The train passed into mountain time overnight. Now we're in the high desert part of Arizona, rolling towards New Mexico, closer to home. 

People are starting to wake up and file into the observation car. The view is gorgeous; the sun started to just peak out, a little west of Winslow. I've been awake off and on since about 3:30, which means I slept pretty well for train travel. I travel coach because while the idea of a sleeper car appeals, the cost ends up being the same as flying and is more difficult to justify. The cheapskate in my skull gets in my way more and more as I age, but it's really only for large amounts. He's perfectly willing to nickel and dime all day, especially when it involves books. And since I stopped drinking, the cheap bastard in my skull is willing to embrace the odd and more than occasional cappuccino. But I can't seem to get the idea of a sleeper car, even though my primary argument for train travel is that it's more civilized than air and more genteel than the grey dog over long distances.

I qualify that, of course.  I take the bus from Louisville to Cincinnati on the regular. But if there was a train, I'd probably take that, even if it costs a bit more and tell the cheap bastard in my head to go to hell.

Although I made my goal of being more open and social during my time in LA, I did not really get to find the bones of Los Angeles. I understand that this ontological distinction probably marks me as a rube, or, at the very least, an provincial hack.
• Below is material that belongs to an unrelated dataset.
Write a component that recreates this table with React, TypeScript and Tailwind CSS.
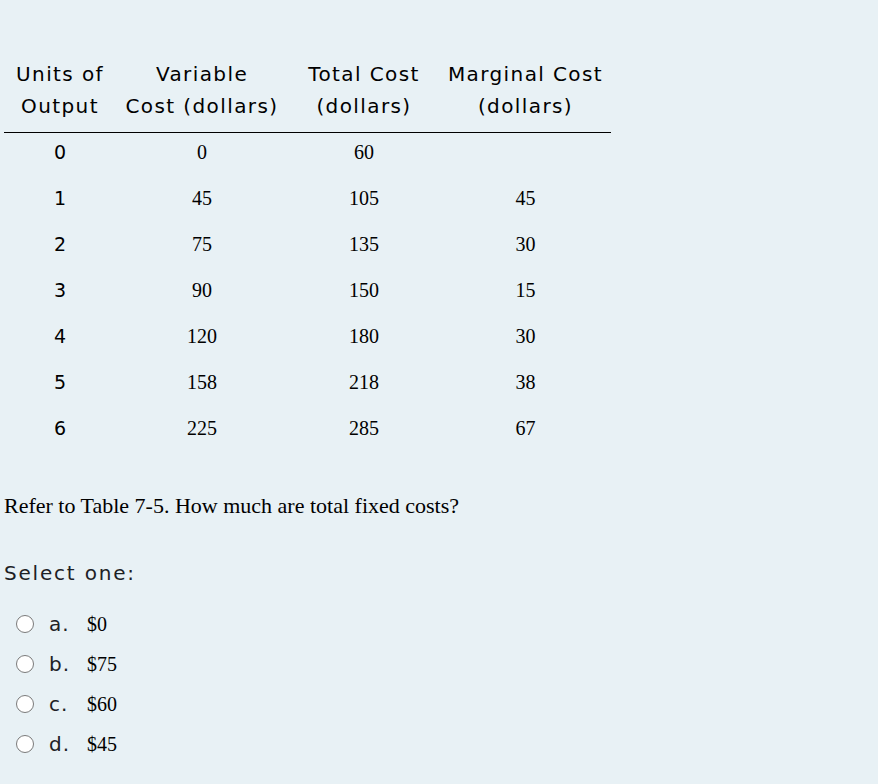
const rows = [
  { units: '0', variable: '0', total: '60', marginal: '' },
  { units: '1', variable: '45', total: '105', marginal: '45' },
  { units: '2', variable: '75', total: '135', marginal: '30' },
  { units: '3', variable: '90', total: '150', marginal: '15' },
  { units: '4', variable: '120', total: '180', marginal: '30' },
  { units: '5', variable: '158', total: '218', marginal: '38' },
  { units: '6', variable: '225', total: '285', marginal: '67' },
];

const options = [
  { letter: 'a.', value: '$0' },
  { letter: 'b.', value: '$75' },
  { letter: 'c.', value: '$60' },
  { letter: 'd.', value: '$45' },
];

const sans = "font-['DejaVu_Sans',sans-serif]";
const serif = "font-['Liberation_Serif',serif]";

export default function App() {
  return (
    <div className="min-h-[784px] w-[878px] bg-[#e8f1f5] pt-[58px] text-black">
      {/* 표 */}
      <table className="ml-1 w-[607px] border-collapse">
        <thead>
          <tr className={`${sans} text-[20px] leading-[32px] tracking-[1.4px]`}>
            <th className="w-[112px] border-b border-black pb-[10px] font-normal">
              Units of
              <br />
              Output
            </th>
            <th className="w-[172px] border-b border-black pb-[10px] font-normal">
              Variable
              <br />
              Cost (dollars)
            </th>
            <th className="w-[152px] border-b border-black pb-[10px] font-normal">
              Total Cost
              <br />
              (dollars)
            </th>
            <th className="border-b border-black pb-[10px] font-normal">
              Marginal Cost
              <br />
              (dollars)
            </th>
          </tr>
        </thead>
        <tbody>
          {rows.map((row) => (
            <tr key={row.units} className="h-[46px]">
              <td className={`${sans} pt-[7px] text-center align-top text-[19px] leading-[24px]`}>
                {row.units}
              </td>
              <td className={`${serif} pt-[7px] text-center align-top text-[20px] leading-[24px]`}>
                {row.variable}
              </td>
              <td className={`${serif} pt-[7px] text-center align-top text-[20px] leading-[24px]`}>
                {row.total}
              </td>
              <td className={`${serif} pt-[7px] text-center align-top text-[20px] leading-[24px]`}>
                {row.marginal}
              </td>
            </tr>
          ))}
        </tbody>
      </table>

      {/* 질문 */}
      <p className={`${serif} mt-[36px] pl-1 text-[22px] leading-[30px]`}>
        Refer to Table 7-5. How much are total fixed costs?
      </p>

      <div className={`${sans} mt-[37px] pl-1 text-[20px] leading-[30px] tracking-[1.8px] text-[#1d2125]`}>
        Select one:
      </div>

      <div className="mt-[16px] flex flex-col">
        {options.map((opt) => (
          <label key={opt.letter} className="flex h-[40px] items-center pl-[16px]">
            <span className="h-[18px] w-[18px] rounded-full border border-[#7a7a7a] bg-white" />
            <span className={`${sans} ml-[15px] w-[38px] text-[20px] tracking-[1px] text-[#1d2125]`}>
              {opt.letter}
            </span>
            <span className={`${serif} text-[20px]`}>{opt.value}</span>
          </label>
        ))}
      </div>
    </div>
  );
}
But it does seem to be a city where there is so much of everything that finding the real Los Angeles is a bit challenging. 

All great cities operate on a philosophy like 3 Card Monte. It's not about finding what's real; it's about never really finding it. Louisville isn't any different. The basic idea of a Tourist Economy is a simple one: distract them with glitter so no one sees the gloom. GPS makes this easier, as entire neighborhoods can be erased without having to start one bulldozer. After all, the powers-that-be don't want total strangers to go and see where the old bones show through.
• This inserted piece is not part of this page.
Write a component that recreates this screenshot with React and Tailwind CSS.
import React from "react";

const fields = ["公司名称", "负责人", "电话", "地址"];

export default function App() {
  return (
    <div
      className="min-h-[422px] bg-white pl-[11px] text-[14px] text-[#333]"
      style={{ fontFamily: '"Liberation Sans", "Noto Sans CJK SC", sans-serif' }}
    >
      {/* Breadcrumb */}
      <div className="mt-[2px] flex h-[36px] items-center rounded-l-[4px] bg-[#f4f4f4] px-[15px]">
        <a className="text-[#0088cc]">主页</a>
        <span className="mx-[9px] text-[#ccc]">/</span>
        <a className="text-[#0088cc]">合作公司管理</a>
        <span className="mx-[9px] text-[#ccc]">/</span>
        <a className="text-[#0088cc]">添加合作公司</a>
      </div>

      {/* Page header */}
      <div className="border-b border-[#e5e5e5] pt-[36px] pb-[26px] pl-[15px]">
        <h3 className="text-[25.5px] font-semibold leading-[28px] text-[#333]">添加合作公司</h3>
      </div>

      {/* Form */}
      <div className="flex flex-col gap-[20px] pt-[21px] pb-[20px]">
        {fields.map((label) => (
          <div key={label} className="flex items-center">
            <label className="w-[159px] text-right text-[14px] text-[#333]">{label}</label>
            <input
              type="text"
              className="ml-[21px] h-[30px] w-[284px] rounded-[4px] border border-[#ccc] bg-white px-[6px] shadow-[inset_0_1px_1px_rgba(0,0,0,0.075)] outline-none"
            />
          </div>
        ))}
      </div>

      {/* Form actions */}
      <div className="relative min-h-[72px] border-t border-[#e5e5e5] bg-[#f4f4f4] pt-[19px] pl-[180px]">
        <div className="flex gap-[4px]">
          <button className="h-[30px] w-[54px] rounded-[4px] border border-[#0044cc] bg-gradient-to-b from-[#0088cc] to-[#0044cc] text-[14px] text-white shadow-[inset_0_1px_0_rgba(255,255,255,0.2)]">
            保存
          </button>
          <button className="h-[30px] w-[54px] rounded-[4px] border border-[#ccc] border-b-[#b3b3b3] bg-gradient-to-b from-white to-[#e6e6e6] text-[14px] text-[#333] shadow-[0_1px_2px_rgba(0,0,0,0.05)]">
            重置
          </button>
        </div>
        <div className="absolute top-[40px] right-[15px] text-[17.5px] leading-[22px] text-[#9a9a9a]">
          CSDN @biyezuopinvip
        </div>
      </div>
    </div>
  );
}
But that's not what I want to see when I'm out in LA. I want to see the old bones of Los Angeles. I think I catch glimpses of it, in the same way you catch glimpses of nipple during a burlesque show. It's difficult to tell, though, if what I see are the bones or the statistically acceptable brutality of a city that is so expensive to live in that it's losing 100 people a week.

I stopped trying to count the number of homeless folks and camps I saw, just riding around between class and my motel in Culver City. In most cases, they are tucked away, or on public land that has no other use -- which is a good thing, because if it did have use, those people would be pushed off. The camps one block from the train station right on the sidewalk, are probably the most brazen. An entire litle corner just on Alameda had a small community of three tents, and a man was flying nearby. Just far enough away from Union Station not to make it in any of the brochures or website or prime time television show. The homeless in LA are like the palm trees. They're like the excessive number of cars on the 405. They're like random movie star sightings at restaurants that are all ambience and with no street parking.  They're like these small towns rolling outside the windows of the observation car -- a passing curiosity quickly forgotten when the next scene is pulled in our vision.

Barreling through the sunrise
desert dust perma-frost in all directions
like the rolling empty corn fields
stretched ahead on the other side of the river.